Front-end source files:
## Begin

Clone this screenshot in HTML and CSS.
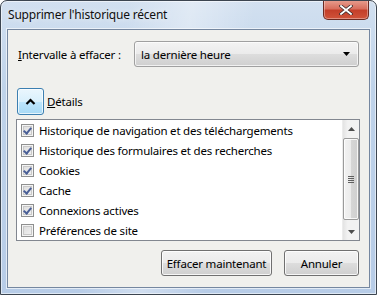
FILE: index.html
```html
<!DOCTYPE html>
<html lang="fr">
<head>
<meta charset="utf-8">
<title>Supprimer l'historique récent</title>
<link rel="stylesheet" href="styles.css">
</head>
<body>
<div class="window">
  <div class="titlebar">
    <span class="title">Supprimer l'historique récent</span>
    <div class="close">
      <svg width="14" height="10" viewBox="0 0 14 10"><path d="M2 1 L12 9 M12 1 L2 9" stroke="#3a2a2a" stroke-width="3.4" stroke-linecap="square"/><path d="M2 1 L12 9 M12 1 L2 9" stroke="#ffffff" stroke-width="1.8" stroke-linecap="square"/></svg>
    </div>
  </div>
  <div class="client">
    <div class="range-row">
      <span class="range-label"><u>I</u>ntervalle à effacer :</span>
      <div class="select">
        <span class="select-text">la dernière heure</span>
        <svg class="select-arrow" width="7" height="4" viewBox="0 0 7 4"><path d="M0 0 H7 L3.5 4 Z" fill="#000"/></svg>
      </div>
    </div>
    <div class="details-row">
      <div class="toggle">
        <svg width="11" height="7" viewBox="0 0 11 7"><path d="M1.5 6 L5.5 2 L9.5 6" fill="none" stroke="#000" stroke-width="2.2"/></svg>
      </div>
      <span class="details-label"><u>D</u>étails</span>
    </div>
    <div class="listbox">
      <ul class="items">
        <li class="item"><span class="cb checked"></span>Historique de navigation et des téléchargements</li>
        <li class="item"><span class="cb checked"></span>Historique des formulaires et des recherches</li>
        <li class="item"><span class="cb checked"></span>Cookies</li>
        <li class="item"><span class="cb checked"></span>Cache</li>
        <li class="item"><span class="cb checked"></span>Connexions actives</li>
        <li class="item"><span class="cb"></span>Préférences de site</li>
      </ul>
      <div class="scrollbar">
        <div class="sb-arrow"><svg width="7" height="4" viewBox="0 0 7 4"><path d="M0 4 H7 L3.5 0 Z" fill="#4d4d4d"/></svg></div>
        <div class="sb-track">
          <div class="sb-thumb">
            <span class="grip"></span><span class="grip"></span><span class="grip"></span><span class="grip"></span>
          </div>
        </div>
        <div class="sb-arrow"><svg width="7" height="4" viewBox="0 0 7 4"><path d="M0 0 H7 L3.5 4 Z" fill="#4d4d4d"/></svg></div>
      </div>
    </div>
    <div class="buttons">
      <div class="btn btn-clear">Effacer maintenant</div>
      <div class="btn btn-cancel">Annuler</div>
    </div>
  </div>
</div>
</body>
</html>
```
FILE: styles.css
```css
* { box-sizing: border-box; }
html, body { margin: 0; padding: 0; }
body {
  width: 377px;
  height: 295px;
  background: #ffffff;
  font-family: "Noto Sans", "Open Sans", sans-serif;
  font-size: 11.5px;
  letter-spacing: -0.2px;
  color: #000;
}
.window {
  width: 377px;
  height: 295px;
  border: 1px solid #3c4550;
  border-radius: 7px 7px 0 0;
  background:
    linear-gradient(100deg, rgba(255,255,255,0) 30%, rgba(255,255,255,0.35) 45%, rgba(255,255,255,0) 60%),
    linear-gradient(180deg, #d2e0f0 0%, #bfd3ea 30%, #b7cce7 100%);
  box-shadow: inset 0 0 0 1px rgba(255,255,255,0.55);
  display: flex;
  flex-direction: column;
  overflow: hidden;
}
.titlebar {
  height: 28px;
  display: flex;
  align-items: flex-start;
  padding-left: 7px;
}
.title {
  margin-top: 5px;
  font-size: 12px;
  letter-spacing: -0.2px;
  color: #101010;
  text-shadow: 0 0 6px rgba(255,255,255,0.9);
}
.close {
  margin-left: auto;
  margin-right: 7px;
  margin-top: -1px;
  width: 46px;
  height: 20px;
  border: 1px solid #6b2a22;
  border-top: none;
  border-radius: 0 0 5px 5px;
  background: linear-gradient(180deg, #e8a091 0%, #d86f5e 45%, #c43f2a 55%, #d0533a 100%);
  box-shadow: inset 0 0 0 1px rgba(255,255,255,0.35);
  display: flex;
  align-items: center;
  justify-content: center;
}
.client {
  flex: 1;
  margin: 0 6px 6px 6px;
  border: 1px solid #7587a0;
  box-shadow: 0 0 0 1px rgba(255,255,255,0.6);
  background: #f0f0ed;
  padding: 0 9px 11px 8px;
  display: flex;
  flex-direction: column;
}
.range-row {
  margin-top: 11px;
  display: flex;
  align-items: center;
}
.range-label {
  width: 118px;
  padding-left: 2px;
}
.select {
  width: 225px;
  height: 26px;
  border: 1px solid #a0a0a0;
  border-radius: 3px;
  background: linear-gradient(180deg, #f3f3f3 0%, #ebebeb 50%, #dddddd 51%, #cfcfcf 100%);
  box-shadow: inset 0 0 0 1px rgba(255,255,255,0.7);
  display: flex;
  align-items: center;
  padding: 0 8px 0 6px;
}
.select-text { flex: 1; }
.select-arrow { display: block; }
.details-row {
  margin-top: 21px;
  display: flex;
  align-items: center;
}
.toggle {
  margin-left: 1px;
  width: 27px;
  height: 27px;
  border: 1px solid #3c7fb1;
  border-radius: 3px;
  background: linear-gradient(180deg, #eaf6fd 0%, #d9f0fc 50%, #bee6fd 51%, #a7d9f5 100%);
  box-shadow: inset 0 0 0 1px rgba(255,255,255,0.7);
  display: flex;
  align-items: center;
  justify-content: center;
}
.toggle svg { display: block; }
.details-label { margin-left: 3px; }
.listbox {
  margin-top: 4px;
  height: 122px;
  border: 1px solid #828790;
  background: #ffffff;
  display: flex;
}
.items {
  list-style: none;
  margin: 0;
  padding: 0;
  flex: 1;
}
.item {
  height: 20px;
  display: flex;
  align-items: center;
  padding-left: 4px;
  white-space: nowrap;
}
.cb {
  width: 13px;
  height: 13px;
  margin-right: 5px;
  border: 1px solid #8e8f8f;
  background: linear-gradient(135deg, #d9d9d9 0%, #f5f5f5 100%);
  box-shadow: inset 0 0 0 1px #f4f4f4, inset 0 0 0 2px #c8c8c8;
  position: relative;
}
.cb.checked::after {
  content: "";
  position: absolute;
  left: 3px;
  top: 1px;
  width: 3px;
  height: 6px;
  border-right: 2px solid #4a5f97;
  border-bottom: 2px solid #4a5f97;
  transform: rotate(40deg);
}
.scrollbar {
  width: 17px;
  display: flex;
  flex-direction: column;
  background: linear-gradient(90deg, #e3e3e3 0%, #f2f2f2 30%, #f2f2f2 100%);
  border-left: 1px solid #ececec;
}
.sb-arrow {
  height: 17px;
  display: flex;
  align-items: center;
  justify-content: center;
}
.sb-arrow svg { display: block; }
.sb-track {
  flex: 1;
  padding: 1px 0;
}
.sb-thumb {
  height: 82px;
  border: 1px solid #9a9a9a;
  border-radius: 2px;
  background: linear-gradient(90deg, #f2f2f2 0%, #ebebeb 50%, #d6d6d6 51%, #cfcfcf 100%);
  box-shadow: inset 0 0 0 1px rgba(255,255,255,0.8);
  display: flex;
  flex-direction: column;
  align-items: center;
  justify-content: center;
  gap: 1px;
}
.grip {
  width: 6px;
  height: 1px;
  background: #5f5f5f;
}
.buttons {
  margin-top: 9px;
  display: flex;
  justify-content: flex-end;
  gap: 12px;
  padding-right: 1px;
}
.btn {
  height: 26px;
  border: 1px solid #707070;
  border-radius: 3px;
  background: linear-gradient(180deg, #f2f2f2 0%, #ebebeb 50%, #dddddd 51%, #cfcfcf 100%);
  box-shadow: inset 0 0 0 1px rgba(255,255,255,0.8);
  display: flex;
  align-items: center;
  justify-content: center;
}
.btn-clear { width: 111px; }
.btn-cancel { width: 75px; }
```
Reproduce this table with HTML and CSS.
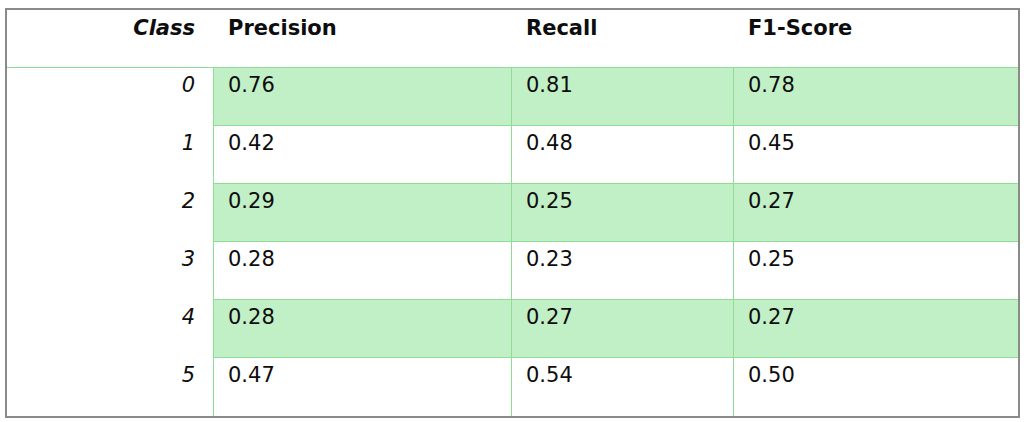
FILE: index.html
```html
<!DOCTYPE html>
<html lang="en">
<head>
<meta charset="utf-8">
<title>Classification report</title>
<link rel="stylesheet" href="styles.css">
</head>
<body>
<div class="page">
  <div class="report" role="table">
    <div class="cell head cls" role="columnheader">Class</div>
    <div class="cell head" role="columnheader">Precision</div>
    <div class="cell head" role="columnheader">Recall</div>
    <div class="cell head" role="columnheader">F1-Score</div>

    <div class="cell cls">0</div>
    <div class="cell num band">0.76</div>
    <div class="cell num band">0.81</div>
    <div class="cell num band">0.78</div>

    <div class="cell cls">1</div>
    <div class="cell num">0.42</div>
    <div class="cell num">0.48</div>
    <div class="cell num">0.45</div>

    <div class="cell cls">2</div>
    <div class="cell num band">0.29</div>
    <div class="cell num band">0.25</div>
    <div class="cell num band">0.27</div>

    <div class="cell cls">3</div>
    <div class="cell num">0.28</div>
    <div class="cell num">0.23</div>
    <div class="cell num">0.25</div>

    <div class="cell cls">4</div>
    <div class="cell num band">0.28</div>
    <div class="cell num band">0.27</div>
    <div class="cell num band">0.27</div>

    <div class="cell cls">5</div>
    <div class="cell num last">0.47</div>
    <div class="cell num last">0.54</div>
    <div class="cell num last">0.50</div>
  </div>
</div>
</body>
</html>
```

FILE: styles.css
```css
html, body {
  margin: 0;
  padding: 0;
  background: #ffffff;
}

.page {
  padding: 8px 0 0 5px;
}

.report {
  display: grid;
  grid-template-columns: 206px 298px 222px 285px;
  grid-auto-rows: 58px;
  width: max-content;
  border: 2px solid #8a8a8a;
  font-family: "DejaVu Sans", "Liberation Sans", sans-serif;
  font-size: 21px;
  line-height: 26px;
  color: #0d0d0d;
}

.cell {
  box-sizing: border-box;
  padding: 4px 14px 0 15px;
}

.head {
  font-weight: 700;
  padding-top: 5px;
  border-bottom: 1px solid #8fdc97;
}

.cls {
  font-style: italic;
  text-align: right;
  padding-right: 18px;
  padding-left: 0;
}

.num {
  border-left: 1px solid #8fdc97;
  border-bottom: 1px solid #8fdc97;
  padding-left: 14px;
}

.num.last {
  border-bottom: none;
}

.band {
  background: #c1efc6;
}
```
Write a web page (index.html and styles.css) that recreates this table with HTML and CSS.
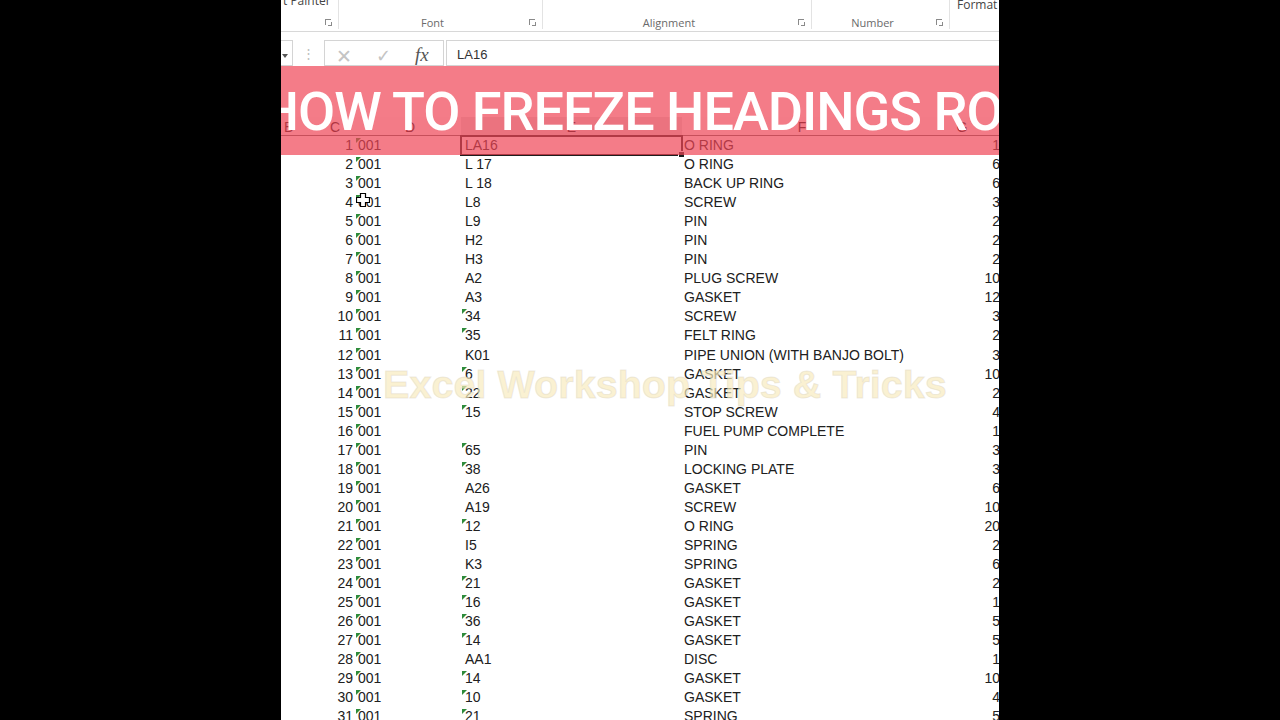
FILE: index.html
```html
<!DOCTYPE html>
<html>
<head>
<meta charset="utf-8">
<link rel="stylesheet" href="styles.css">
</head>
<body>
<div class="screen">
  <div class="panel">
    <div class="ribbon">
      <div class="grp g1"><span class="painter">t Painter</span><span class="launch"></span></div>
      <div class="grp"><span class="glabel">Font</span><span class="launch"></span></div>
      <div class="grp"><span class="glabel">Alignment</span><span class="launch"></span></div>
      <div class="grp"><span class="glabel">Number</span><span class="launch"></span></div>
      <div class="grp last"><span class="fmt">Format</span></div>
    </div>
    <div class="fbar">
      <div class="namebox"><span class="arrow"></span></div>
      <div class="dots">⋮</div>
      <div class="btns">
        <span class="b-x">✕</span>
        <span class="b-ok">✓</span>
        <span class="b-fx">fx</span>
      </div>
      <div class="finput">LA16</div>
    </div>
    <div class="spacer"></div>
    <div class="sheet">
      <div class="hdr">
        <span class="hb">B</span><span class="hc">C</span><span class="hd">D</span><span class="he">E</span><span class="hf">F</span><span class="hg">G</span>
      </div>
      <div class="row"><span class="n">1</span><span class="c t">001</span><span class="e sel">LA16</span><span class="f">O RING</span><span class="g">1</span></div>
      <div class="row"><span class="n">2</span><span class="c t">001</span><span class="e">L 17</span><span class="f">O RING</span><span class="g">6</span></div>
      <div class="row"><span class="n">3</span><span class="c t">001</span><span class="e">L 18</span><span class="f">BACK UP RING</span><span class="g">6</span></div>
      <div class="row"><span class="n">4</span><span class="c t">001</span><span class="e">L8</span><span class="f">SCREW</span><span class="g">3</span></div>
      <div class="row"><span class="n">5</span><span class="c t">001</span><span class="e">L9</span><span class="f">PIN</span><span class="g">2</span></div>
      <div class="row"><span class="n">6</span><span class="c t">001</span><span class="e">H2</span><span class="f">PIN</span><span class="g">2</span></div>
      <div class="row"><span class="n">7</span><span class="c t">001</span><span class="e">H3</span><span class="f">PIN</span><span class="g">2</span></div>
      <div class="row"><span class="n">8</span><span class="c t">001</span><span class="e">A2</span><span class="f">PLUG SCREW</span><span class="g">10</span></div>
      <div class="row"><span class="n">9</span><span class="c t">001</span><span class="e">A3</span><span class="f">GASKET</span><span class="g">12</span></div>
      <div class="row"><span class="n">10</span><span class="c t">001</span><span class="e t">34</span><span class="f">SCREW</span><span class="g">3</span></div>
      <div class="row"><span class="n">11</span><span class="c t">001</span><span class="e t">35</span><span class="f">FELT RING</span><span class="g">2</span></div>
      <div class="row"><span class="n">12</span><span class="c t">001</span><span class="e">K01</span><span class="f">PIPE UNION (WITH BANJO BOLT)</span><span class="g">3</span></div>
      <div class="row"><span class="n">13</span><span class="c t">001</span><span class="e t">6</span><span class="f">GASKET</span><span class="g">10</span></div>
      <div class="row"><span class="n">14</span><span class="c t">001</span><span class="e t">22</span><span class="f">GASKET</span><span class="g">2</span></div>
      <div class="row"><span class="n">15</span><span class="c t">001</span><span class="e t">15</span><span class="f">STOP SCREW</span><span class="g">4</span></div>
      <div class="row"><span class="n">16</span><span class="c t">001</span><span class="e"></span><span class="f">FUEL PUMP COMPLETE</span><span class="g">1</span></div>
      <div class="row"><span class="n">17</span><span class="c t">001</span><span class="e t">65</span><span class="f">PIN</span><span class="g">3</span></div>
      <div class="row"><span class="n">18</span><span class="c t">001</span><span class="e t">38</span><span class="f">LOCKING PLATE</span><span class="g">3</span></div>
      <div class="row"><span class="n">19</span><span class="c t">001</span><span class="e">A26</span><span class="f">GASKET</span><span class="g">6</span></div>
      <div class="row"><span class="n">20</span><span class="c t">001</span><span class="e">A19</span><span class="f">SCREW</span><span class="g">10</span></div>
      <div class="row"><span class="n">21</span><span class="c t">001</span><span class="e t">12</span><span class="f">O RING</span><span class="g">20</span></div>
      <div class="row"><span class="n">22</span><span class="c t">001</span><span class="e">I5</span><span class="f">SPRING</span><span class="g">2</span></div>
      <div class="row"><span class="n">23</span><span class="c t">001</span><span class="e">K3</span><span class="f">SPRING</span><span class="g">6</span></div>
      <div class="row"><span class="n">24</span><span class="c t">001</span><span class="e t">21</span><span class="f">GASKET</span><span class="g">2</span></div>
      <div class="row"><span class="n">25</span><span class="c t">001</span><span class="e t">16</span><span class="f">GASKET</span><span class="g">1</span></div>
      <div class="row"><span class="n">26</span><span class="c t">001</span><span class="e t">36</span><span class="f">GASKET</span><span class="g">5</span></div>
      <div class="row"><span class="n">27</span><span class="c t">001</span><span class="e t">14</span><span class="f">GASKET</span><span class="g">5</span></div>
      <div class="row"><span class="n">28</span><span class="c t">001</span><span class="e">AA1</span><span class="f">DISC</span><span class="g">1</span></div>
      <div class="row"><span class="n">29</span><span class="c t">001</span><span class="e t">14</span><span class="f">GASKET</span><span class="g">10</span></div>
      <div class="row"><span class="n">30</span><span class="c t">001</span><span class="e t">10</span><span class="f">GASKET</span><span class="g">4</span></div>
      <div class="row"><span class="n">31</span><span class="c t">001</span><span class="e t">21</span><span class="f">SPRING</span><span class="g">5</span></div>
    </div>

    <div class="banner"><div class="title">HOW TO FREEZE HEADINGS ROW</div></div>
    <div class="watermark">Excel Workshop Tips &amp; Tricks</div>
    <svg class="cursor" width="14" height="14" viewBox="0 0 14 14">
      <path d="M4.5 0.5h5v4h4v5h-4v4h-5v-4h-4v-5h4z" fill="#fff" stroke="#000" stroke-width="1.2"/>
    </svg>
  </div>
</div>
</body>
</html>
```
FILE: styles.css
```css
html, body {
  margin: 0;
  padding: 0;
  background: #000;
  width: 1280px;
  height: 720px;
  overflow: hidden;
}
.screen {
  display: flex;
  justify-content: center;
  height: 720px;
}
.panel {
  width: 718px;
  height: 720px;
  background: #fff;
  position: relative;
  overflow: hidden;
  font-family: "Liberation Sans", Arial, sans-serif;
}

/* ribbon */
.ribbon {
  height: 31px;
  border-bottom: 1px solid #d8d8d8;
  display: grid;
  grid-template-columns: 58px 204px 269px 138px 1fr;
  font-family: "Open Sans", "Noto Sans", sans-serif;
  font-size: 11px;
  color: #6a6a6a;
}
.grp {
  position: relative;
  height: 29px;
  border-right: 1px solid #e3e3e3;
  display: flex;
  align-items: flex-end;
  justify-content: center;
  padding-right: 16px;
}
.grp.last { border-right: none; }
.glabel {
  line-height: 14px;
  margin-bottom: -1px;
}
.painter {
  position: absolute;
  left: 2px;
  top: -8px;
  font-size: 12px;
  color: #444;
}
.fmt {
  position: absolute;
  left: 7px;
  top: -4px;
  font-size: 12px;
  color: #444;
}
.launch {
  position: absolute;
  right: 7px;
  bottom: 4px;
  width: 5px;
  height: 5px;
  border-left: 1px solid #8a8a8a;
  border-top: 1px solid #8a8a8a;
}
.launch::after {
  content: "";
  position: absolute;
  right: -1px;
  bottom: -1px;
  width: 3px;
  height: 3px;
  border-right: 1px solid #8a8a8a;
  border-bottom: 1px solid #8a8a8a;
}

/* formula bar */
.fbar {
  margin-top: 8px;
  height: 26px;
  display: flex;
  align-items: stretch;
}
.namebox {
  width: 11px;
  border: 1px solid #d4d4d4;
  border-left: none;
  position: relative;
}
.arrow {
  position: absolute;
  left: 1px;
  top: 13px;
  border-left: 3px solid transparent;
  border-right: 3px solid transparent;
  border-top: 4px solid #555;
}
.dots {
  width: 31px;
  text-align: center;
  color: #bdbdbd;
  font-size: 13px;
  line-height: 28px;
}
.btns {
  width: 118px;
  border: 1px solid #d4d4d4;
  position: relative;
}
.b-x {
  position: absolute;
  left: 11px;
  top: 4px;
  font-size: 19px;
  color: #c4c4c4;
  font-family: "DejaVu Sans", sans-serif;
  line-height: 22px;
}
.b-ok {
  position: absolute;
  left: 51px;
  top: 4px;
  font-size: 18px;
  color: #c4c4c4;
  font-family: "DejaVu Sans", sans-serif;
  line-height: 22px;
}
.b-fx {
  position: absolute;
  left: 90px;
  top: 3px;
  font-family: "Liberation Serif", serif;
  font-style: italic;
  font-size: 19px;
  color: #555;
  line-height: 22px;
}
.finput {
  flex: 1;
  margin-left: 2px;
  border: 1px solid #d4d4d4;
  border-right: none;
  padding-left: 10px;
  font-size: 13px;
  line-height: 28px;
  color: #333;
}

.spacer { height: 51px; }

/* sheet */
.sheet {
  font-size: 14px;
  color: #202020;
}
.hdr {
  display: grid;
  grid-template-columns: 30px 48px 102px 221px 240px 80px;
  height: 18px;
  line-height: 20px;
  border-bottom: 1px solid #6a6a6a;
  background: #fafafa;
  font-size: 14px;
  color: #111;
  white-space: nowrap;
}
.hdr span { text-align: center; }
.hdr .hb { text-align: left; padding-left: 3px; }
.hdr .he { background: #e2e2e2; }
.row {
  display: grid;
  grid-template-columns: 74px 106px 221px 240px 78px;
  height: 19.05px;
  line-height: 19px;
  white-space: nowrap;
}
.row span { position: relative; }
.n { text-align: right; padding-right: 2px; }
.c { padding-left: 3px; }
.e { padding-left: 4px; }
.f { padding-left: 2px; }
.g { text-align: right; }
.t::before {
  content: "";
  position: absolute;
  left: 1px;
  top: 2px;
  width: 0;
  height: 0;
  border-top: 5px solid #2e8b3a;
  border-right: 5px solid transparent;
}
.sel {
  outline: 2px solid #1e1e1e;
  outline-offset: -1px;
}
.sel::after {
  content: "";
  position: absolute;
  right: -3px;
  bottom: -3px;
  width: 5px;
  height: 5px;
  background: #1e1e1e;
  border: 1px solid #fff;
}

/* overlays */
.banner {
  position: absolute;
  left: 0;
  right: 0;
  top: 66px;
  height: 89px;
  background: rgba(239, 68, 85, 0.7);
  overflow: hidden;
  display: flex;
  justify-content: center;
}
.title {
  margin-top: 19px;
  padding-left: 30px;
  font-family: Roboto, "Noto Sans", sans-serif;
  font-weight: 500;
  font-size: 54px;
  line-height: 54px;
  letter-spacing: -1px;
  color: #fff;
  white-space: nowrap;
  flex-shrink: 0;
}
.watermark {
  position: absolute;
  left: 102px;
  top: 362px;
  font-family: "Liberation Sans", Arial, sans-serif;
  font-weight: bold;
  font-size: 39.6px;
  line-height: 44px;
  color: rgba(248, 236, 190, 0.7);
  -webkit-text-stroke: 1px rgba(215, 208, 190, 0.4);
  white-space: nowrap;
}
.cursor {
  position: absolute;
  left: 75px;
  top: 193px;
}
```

## End

> _Aim of the exercise_
Which lines in the data above contain "this"? Show each one.

> _Reply_
Clone this screenshot in HTML and CSS.
Reproduce this table with HTML and CSS.
Write a web page (index.html and styles.css) that recreates this table with HTML and CSS.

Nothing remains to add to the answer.